Review, Iterate, and Scale
To be effective, a Data Center of Excellence must constantly evolve. Regular assessments of procedures, tools, and outcomes enable teams to identify areas for improvement and adapt to evolving business needs. By iterating based on feedback and disseminating best practices across departments, the CoE fosters resilience and long-term viability in a rapidly evolving data ecosystem.
Real-World Examples of Data Centers of Excellence
Case Study: Enterprise-Level Implementation
Consider a global enterprise operating in a highly regulated industry, with teams distributed across regions and business units. Data is a core asset supporting security, compliance, customer-facing applications, and advanced analytics initiatives. Over time, the organization’s data landscape became increasingly complex, spanning on-premises systems and multiple cloud environments.
As data usage grew, so did the challenges. Different teams managed datasets independently, governance policies were inconsistently enforced, and reproducing analytical results for audits or regulatory reviews became time-consuming and error-prone. While innovation was moving quickly, confidence in data reliability and traceability was lagging behind.

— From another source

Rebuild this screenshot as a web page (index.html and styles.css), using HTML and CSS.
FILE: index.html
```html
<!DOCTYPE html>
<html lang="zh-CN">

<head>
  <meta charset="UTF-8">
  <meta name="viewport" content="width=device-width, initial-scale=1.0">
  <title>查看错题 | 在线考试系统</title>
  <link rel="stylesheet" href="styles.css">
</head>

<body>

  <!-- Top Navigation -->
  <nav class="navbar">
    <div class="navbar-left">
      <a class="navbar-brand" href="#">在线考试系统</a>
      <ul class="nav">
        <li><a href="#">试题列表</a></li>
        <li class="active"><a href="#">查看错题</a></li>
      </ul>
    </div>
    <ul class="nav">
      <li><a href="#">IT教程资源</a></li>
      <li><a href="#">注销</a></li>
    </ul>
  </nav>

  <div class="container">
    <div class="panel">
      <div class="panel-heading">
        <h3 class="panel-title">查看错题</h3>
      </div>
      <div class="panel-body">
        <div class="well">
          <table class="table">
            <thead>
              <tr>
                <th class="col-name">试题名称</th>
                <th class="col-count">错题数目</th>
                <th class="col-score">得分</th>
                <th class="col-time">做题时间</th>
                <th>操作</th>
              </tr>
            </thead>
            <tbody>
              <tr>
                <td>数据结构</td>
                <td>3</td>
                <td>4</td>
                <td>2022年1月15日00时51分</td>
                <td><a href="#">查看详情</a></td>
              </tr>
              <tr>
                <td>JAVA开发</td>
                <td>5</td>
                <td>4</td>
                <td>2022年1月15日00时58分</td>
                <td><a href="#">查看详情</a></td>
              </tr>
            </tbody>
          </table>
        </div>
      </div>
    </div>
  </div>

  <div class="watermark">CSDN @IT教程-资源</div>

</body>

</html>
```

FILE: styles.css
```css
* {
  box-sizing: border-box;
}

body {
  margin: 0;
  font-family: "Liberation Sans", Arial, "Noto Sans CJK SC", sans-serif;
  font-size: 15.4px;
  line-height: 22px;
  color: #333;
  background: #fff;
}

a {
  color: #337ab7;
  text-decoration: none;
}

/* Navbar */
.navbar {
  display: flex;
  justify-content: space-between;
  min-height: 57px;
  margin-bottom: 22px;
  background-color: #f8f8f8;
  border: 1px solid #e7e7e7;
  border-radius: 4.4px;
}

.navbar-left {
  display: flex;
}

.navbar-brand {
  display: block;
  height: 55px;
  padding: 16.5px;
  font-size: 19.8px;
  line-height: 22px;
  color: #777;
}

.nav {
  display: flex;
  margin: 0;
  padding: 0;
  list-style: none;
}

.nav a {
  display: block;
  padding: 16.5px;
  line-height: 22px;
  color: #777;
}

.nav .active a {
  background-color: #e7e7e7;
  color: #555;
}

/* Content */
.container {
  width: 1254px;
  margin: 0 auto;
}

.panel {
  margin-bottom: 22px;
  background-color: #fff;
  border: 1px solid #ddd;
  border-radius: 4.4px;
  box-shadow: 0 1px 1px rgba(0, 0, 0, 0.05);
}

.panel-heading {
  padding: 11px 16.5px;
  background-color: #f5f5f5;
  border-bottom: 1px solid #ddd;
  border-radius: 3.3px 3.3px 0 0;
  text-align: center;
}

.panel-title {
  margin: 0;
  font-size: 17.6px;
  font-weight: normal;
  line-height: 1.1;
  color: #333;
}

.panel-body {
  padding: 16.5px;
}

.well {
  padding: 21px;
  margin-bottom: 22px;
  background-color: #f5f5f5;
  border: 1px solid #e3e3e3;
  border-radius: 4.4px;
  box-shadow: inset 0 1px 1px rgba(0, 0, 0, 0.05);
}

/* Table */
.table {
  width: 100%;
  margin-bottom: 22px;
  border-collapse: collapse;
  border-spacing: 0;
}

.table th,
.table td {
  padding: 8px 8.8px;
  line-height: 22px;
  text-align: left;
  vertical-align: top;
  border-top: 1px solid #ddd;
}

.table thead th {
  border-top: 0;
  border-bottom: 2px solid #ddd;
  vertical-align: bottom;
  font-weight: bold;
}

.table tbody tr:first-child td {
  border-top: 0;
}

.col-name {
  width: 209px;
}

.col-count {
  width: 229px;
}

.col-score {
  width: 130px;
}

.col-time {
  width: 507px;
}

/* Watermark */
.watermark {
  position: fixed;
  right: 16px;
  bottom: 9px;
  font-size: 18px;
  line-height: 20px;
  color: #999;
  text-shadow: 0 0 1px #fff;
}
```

To address these gaps, leadership established a Data Center of Excellence to define enterprise-wide standards for data management, governance, and reproducibility. The DCoE introduced centralized ownership for data policies while allowing domain teams to continue operating independently within clearly defined guardrails.

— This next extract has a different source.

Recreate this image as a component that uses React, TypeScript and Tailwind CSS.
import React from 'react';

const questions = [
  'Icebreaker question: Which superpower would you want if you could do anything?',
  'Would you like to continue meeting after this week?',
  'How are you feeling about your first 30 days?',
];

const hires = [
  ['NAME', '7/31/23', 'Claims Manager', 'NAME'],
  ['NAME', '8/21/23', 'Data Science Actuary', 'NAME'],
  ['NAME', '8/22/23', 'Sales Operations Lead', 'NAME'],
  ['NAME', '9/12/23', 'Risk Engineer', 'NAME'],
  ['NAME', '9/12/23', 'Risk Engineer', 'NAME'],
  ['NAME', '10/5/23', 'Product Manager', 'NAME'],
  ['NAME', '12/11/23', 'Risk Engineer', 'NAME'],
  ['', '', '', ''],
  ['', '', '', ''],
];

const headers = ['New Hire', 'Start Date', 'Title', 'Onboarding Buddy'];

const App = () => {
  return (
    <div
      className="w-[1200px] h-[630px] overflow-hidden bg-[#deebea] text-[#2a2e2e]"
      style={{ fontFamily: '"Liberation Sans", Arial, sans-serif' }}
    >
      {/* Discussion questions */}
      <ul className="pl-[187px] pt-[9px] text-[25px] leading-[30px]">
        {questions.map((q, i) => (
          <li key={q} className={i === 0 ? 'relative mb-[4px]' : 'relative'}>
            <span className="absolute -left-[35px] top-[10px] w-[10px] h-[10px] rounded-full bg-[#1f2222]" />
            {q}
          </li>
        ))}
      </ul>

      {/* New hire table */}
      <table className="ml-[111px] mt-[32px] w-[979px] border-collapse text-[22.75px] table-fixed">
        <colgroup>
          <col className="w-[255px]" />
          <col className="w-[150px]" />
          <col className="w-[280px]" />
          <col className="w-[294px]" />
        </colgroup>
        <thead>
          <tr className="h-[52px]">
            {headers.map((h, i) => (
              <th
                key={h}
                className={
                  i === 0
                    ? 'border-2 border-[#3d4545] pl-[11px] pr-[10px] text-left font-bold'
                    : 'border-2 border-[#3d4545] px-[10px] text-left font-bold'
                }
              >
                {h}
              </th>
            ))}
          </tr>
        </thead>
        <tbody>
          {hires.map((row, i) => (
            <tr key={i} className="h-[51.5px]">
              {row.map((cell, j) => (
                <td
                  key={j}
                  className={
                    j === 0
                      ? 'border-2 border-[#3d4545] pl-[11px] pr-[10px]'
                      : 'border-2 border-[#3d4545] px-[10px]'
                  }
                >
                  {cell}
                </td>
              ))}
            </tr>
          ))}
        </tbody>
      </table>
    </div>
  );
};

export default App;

A key focus was implementing data versioning and lineage across critical datasets and pipelines. By treating data as a versioned asset, teams could track changes over time, reproduce historical analyses, and rollback safely when issues arose. Metadata and lineage practices provided end to end visibility into how data was created, transformed, and consumed across the organization.

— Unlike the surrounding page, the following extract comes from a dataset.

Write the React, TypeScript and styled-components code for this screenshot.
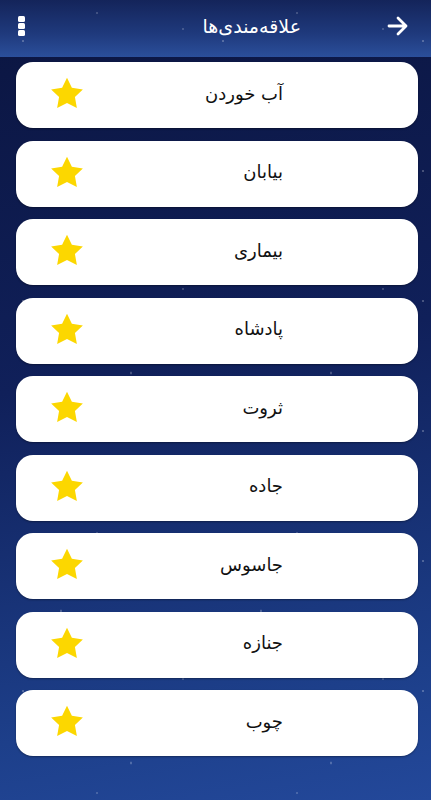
import React from "react";
import styled, { createGlobalStyle } from "styled-components";

const items = [
  "آب خوردن",
  "بیابان",
  "بیماری",
  "پادشاه",
  "ثروت",
  "جاده",
  "جاسوس",
  "جنازه",
  "چوب",
];

const GlobalStyle = createGlobalStyle`
  html, body {
    margin: 0;
    padding: 0;
    background: #0c1742;
  }
  * {
    box-sizing: border-box;
  }
`;

const starDots = `
  radial-gradient(1px 1px at 23px 41px, rgba(255,255,255,0.8), transparent),
  radial-gradient(1px 1px at 97px 13px, rgba(255,255,255,0.6), transparent),
  radial-gradient(1px 1px at 151px 67px, rgba(255,255,255,0.7), transparent),
  radial-gradient(1px 2px at 61px 91px, rgba(255,255,255,0.5), transparent),
  radial-gradient(1px 1px at 183px 29px, rgba(255,255,255,0.6), transparent),
  radial-gradient(1px 2px at 131px 113px, rgba(255,255,255,0.5), transparent)
`;

const dotSizes = "200px 130px, 200px 130px, 200px 130px, 200px 130px, 200px 130px, 200px 130px, 100% 100%";

const Screen = styled.div`
  width: 431px;
  height: 800px;
  overflow: hidden;
  display: flex;
  flex-direction: column;
  font-family: "DejaVu Sans", "Noto Sans", sans-serif;
  background: ${starDots}, linear-gradient(170deg, #0b1540 0%, #10205a 45%, #1d3f8a 85%, #23489a 100%);
  background-size: ${dotSizes};
`;

const Header = styled.header`
  height: 57px;
  flex-shrink: 0;
  display: flex;
  align-items: center;
  padding: 0 22px 5px 16px;
  background: ${starDots}, linear-gradient(180deg, #14245a 0%, #1f3a7d 60%, #2b4f9b 100%);
  background-size: ${dotSizes};
`;

const MenuDots = styled.div`
  display: flex;
  flex-direction: column;
  gap: 1px;
  padding-left: 2px;

  span {
    width: 7px;
    height: 6px;
    border-radius: 1.5px;
    background: #fff;
  }
`;

const Title = styled.h1`
  margin: 0 86px 0 auto;
  color: #fff;
  font-size: 19px;
  font-weight: normal;
  direction: rtl;
`;

const List = styled.main`
  display: flex;
  flex-direction: column;
  gap: 12.5px;
  padding: 5px 13px 0 16px;
`;

const Card = styled.div`
  height: 66px;
  background: #fff;
  border-radius: 17px;
  display: flex;
  align-items: center;
  justify-content: space-between;
  padding: 0 135px 4px 34px;
  box-shadow: 0 1px 2px rgba(0, 0, 0, 0.35);
`;

const Label = styled.span`
  direction: rtl;
  color: #111;
  font-size: 18px;
`;

const Star = () => (
  <svg width="34" height="32" viewBox="0 0 24 23">
    <path
      d="M12 0.6l3.5 7.2 7.9 1.1-5.7 5.5 1.4 7.9L12 18.6l-7.1 3.7 1.4-7.9L0.6 8.9l7.9-1.1z"
      fill="#fcd700"
    />
  </svg>
);

const Arrow = () => (
  <svg width="22" height="20" viewBox="0 0 22 20">
    <path
      d="M2 10h17M11 2l8 8-8 8"
      fill="none"
      stroke="#fff"
      strokeWidth="2.8"
      strokeLinecap="round"
      strokeLinejoin="round"
    />
  </svg>
);

export default function App() {
  return (
    <>
      <GlobalStyle />
      <Screen>
        <Header>
          <MenuDots>
            <span />
            <span />
            <span />
          </MenuDots>
          <Title>علاقه‌مندی‌ها</Title>
          <Arrow />
        </Header>
        <List>
          {items.map((name) => (
            <Card key={name}>
              <Star />
              <Label>{name}</Label>
            </Card>
          ))}
        </List>
      </Screen>
    </>
  );
}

The result was a more resilient data foundation. Audit requests could be addressed faster, teams collaborated more effectively and the organization gained greater trust in the outputs of its analytics and AI initiatives – without slowing down innovation.
Lessons Learned from Industry Leaders
Across similar enterprise implementations, several consistent lessons emerge:
| Lesson Learned | Description |
|---|---|
| Governance works best as enablement, not restriction | Clear standards and guardrails empower teams to move faster with confidence, rather than slowing them down. |
| Reproducibility becomes critical at scale | What feels manageable in smaller environments quickly breaks down without versioning and traceability once data volumes, teams, and regulations increase. |
| Data versioning is foundational | Organizations that treat version control as a core capability – not an afterthought – are better prepared for audits, experimentation, and long-term reliability. |
| Culture matters as much as technology | Successful Data CoEs invest in training, shared practices, and collaboration to ensure adoption across teams. |
| Hybrid environments are the norm | Enterprises benefit most from solutions that span cloud and on-prem systems without forcing data migrations or disrupting existing workflows. |
Together, these lessons show that a well-designed Data Center of Excellence is not just a governance function, but a strategic enabler: helping organizations scale analytics and AI initiatives while maintaining trust, compliance and operational stability.
How lakeFS Strengthens Data Centers of Excellence
lakeFS enhances data centers of excellence by providing a control plane for AI-ready data. Powered by a scalable data version control system, it allows teams to manage datasets, pipelines, and models with the same precision as software development. This, in turn, opens the doors to reproducibility, traceability, and auditability across cloud and on-premises systems, supporting safe experimentation with branching and rollback features.
By easily integrating with existing platforms, including Spark, Hive, and Presto, lakeFS boosts collaboration, stabilizes pipelines, and enforces governance and compliance rules. Its scalable design enables enterprise teams to develop boldly, reduce risks, and ensure dependable data operations, making it an essential enabler of a mature and robust Data CoE.
Solving Key CoE Challenges with lakeFS
| Challenge | Description | How lakeFS Helps |
|---|---|---|
| Regulatory Compliance Requirements | Organizations struggle to demonstrate data lineage and change history for auditors, particularly in regulated industries. | Built-in lineage and complete version history support regulatory requirements by providing auditable trails of all data changes and transformations |
| Integration with Existing Ecosystems | Adopting new governance tools often requires replacing existing infrastructure or forcing teams to change workflows. | Works natively with existing data platforms including Spark, Iceberg, Presto, and major cloud storage systems, minimizing disruption to current workflows and accelerating adoption. |
lakeFS Capabilities:
- Data Versioning Across Cloud and On-Prem Environments – lakeFS provides version control mechanisms, streamlining data management across diverse infrastructures
- Safe Experimentation and Collaboration – Teams can branch and test datasets without disrupting production, fostering innovation and teamwork
- Data Reproducibility and Traceability – Every change is tracked, ensuring experiments and pipelines can be reliably reproduced and audited
- Data Reliability and Pipeline Stability – Consistent snapshots and rollback capabilities reduce errors and stabilize complex data workflows
- Governance and Compliance – Built‑in lineage and version history support regulatory requirements and enterprise governance standards
- Integrates With Existing Data Platforms and Workflows – lakeFS works natively with tools like Spark, Hive, and Presto, minimizing disruption to current ecosystems
- Scales Efficiently for Enterprise Teams – Its architecture supports massive datasets and distributed teams, ensuring scalability without sacrificing performance
Conclusion
A data center of excellence is the critical foundation for transforming how organizations manage, govern and derive value from their data assets. By establishing enterprise-wide standards while enabling distributed team autonomy, a well-designed CoE resolves the tension between centralization and flexibility that plagues many data organizations.
By combining rigorous data management, versioning, and lineage tracking with MLOps principles and automated pipelines, it provides reproducibility, compliance, and operational efficiency. It also bridges the gap between invention and industrialization, allowing firms to ship AI solutions that are not only technically sound but also strategically aligned, ethical, and long-lasting.